* Start *

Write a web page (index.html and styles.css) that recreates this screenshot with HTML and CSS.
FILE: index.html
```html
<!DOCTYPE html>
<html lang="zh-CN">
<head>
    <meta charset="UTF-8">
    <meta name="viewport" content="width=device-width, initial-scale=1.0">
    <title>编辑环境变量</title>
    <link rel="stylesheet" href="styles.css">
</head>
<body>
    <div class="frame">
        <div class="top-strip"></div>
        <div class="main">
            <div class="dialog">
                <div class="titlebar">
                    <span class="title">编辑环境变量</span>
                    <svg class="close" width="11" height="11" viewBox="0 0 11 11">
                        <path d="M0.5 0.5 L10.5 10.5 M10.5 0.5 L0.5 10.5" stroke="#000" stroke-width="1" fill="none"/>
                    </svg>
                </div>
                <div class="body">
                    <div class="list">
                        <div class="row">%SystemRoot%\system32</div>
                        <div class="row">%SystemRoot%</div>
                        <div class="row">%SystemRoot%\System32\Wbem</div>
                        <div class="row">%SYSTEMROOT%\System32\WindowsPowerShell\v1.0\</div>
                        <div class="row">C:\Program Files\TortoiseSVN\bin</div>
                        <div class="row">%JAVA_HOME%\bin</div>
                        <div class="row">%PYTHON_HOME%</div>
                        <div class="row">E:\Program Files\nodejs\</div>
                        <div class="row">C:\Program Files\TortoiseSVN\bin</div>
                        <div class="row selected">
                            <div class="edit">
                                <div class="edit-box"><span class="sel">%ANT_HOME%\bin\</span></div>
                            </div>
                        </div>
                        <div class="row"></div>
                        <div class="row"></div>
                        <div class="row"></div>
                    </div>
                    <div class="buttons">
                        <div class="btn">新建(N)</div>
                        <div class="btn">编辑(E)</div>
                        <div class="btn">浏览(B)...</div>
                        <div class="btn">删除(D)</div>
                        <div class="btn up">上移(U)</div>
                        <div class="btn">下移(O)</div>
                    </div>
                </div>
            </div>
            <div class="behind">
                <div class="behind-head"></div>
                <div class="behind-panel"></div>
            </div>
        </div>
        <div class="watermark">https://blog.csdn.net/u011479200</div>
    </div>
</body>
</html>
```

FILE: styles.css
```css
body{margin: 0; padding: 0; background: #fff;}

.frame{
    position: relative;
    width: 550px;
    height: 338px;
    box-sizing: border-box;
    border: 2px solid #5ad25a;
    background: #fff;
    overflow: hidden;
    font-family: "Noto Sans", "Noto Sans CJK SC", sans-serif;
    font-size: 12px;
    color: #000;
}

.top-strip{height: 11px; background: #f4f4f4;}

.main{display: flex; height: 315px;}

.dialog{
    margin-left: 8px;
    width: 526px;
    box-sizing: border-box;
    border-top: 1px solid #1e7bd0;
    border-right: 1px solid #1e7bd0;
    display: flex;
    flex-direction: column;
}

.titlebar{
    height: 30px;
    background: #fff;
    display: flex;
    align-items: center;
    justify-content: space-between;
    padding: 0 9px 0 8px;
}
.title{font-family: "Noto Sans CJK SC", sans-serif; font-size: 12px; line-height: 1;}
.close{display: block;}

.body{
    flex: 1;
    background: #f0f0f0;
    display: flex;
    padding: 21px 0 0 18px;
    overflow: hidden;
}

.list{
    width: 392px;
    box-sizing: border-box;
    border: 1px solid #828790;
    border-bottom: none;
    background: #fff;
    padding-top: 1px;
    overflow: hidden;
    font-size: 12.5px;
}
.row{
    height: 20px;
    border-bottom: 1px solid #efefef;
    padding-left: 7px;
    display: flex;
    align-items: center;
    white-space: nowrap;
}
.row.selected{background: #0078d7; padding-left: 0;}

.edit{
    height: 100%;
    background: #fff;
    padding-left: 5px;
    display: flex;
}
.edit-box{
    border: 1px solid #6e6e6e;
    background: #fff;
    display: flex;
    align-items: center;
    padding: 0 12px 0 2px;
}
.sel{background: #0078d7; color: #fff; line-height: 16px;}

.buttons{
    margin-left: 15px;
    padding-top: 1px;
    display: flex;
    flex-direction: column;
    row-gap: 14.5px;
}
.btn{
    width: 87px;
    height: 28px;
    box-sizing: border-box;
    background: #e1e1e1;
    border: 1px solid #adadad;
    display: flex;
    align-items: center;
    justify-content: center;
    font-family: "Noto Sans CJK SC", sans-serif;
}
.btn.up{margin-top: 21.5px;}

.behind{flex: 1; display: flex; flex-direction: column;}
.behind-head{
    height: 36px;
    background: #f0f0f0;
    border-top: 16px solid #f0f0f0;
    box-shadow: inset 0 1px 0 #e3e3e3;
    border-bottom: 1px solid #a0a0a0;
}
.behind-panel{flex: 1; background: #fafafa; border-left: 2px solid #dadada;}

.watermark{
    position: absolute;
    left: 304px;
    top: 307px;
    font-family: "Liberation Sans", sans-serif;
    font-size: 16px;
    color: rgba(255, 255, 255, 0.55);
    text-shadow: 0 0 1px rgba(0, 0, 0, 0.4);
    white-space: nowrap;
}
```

* End *
* Start *

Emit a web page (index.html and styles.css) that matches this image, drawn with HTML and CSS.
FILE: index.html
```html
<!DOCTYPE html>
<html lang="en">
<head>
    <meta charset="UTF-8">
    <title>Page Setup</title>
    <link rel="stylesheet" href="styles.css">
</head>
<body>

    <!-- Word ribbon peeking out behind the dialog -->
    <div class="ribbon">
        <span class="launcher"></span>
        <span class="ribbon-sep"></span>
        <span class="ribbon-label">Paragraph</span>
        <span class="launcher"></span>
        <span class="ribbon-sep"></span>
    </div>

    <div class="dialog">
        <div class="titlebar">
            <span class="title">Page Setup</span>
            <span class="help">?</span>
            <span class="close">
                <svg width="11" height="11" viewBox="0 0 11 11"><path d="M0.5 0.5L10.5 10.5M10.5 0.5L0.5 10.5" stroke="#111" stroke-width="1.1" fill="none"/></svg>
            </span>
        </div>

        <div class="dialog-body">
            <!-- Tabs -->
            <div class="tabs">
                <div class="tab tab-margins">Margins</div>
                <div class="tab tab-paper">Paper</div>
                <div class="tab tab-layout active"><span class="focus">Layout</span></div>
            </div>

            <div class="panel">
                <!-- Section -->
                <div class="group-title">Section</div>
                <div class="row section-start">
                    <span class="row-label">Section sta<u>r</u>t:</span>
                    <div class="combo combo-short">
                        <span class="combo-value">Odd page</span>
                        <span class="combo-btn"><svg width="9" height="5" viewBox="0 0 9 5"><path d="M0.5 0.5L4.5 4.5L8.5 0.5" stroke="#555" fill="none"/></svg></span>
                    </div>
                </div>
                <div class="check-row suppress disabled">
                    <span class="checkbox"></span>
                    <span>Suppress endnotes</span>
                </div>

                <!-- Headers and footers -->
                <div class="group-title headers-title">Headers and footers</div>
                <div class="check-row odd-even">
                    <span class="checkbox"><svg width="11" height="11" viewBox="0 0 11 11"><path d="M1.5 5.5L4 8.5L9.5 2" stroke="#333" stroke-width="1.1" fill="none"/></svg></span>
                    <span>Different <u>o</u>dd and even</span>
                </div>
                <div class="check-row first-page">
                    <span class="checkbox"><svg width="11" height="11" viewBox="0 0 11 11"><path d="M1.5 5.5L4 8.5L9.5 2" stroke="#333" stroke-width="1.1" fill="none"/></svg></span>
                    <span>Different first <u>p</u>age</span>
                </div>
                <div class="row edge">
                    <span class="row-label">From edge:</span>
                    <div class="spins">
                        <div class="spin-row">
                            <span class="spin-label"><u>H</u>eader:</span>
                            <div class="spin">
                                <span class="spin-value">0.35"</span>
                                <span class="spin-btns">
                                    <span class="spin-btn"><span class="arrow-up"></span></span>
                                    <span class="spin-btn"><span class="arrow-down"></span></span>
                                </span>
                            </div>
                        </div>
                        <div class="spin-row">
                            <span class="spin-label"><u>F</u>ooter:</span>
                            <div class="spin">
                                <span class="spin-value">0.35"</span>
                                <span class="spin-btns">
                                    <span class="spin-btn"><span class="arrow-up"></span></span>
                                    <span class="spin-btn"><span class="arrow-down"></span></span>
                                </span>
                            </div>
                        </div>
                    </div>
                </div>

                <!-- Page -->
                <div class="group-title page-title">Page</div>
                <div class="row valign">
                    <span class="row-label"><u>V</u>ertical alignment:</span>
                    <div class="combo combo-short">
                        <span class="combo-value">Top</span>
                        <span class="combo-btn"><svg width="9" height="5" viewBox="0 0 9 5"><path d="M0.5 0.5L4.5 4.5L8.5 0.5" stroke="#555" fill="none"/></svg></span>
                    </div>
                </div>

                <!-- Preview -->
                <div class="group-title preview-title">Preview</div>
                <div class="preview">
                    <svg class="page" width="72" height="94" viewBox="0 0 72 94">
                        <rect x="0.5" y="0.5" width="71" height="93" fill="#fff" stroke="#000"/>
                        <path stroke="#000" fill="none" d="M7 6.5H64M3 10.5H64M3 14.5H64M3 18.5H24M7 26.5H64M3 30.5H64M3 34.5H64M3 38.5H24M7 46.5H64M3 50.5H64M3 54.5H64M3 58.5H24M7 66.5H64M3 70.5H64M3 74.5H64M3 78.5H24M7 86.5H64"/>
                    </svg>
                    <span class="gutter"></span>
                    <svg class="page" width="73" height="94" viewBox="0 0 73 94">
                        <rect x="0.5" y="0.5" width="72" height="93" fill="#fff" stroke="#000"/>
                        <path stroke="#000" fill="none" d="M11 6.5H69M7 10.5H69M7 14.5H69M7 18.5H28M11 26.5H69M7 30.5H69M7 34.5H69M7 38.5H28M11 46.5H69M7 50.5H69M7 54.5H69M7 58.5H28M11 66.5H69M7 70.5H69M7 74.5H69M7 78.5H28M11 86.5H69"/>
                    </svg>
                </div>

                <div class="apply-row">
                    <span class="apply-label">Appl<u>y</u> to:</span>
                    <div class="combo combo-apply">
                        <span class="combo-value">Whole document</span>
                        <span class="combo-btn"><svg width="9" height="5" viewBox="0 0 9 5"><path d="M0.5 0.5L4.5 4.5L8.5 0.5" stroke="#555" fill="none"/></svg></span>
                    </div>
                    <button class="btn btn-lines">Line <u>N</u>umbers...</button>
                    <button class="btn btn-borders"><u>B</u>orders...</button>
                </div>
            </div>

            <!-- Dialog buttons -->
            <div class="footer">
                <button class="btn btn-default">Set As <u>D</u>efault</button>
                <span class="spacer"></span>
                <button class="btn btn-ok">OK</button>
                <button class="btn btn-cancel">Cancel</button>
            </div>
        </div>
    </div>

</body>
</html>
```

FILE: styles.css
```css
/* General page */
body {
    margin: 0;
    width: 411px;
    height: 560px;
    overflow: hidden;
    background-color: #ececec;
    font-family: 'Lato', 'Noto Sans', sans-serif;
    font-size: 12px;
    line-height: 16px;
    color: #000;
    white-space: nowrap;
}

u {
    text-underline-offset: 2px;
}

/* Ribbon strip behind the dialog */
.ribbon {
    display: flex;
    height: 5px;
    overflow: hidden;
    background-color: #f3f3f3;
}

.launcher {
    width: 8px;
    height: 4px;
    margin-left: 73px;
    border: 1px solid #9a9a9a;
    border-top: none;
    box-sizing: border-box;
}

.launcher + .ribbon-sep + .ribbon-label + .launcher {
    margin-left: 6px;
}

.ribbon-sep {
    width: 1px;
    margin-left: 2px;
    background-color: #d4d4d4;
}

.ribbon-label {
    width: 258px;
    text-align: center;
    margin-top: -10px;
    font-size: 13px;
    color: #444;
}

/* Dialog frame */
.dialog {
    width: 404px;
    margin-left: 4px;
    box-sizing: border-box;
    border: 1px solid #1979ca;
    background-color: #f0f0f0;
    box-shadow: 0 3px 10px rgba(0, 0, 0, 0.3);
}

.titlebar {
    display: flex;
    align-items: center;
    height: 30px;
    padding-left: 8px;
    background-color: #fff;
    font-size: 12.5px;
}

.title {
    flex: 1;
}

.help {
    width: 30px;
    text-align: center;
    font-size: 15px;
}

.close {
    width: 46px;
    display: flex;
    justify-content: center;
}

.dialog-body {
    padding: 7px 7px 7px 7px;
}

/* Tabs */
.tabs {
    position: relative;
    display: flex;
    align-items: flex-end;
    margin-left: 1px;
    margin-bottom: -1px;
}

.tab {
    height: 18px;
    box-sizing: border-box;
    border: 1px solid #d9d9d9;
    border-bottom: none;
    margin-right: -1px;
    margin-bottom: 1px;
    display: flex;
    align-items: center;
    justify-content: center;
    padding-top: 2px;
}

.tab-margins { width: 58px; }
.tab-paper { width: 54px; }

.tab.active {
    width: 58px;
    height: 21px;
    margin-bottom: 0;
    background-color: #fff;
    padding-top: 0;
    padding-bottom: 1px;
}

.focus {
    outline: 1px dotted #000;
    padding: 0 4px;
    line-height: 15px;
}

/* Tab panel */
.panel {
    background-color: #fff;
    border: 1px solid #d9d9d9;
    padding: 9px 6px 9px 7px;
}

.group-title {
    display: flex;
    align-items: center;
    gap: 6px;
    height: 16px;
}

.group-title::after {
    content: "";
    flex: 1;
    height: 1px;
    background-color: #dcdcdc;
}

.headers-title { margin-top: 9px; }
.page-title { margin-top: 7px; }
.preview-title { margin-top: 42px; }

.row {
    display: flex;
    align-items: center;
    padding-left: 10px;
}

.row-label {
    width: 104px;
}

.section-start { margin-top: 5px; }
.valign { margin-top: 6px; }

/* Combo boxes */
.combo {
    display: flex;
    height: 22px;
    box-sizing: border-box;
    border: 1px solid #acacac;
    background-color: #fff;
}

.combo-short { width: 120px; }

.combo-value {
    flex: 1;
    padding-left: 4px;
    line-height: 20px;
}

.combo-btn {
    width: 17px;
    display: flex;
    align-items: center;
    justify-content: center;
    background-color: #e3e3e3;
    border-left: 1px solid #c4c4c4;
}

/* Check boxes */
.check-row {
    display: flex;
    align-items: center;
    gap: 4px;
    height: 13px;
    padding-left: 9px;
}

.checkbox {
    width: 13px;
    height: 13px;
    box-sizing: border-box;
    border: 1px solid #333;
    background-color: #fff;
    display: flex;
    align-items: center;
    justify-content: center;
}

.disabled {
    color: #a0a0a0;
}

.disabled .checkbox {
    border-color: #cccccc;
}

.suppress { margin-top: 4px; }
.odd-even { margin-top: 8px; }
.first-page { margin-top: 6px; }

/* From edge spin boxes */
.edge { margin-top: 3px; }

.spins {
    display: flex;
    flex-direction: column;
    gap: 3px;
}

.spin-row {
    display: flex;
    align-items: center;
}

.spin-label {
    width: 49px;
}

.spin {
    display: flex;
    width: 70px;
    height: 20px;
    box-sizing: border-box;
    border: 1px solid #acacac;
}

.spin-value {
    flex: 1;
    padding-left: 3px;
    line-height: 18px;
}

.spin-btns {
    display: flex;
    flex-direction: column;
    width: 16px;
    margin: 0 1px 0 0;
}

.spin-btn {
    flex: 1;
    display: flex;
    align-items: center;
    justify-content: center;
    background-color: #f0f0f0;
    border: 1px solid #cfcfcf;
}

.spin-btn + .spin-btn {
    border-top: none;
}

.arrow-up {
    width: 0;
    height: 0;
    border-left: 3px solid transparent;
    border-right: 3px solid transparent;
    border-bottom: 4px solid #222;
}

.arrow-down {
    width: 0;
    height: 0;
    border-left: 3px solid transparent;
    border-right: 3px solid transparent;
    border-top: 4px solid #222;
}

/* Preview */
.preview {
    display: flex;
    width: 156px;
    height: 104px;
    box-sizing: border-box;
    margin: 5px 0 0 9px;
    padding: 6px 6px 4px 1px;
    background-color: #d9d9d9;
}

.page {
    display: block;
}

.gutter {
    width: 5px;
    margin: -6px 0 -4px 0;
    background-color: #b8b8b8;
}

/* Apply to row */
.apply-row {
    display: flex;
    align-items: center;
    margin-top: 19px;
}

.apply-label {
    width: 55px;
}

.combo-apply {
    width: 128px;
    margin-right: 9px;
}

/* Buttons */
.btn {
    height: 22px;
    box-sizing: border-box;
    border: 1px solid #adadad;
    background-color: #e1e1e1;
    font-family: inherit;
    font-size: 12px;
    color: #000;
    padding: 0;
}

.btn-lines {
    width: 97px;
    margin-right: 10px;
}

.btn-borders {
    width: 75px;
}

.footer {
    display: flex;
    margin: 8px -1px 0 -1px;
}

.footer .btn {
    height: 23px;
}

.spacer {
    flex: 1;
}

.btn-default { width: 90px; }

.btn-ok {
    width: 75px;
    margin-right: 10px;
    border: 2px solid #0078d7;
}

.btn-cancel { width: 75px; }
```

* End *
* Start *

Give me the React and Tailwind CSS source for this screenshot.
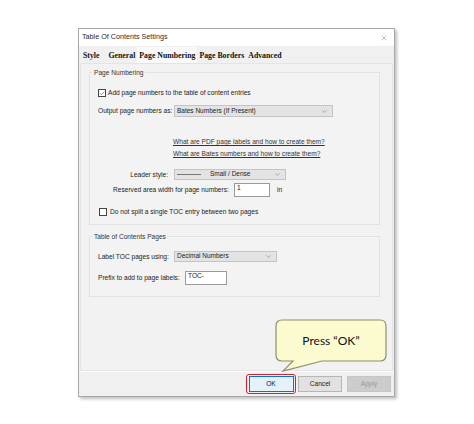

* End *

Which lines contain "index"? Show each of them.

SOLUTION BELOW =>
Write a web page (index.html and styles.css) that recreates this screenshot with HTML and CSS.
FILE: index.html
Emit a web page (index.html and styles.css) that matches this image, drawn with HTML and CSS.
FILE: index.html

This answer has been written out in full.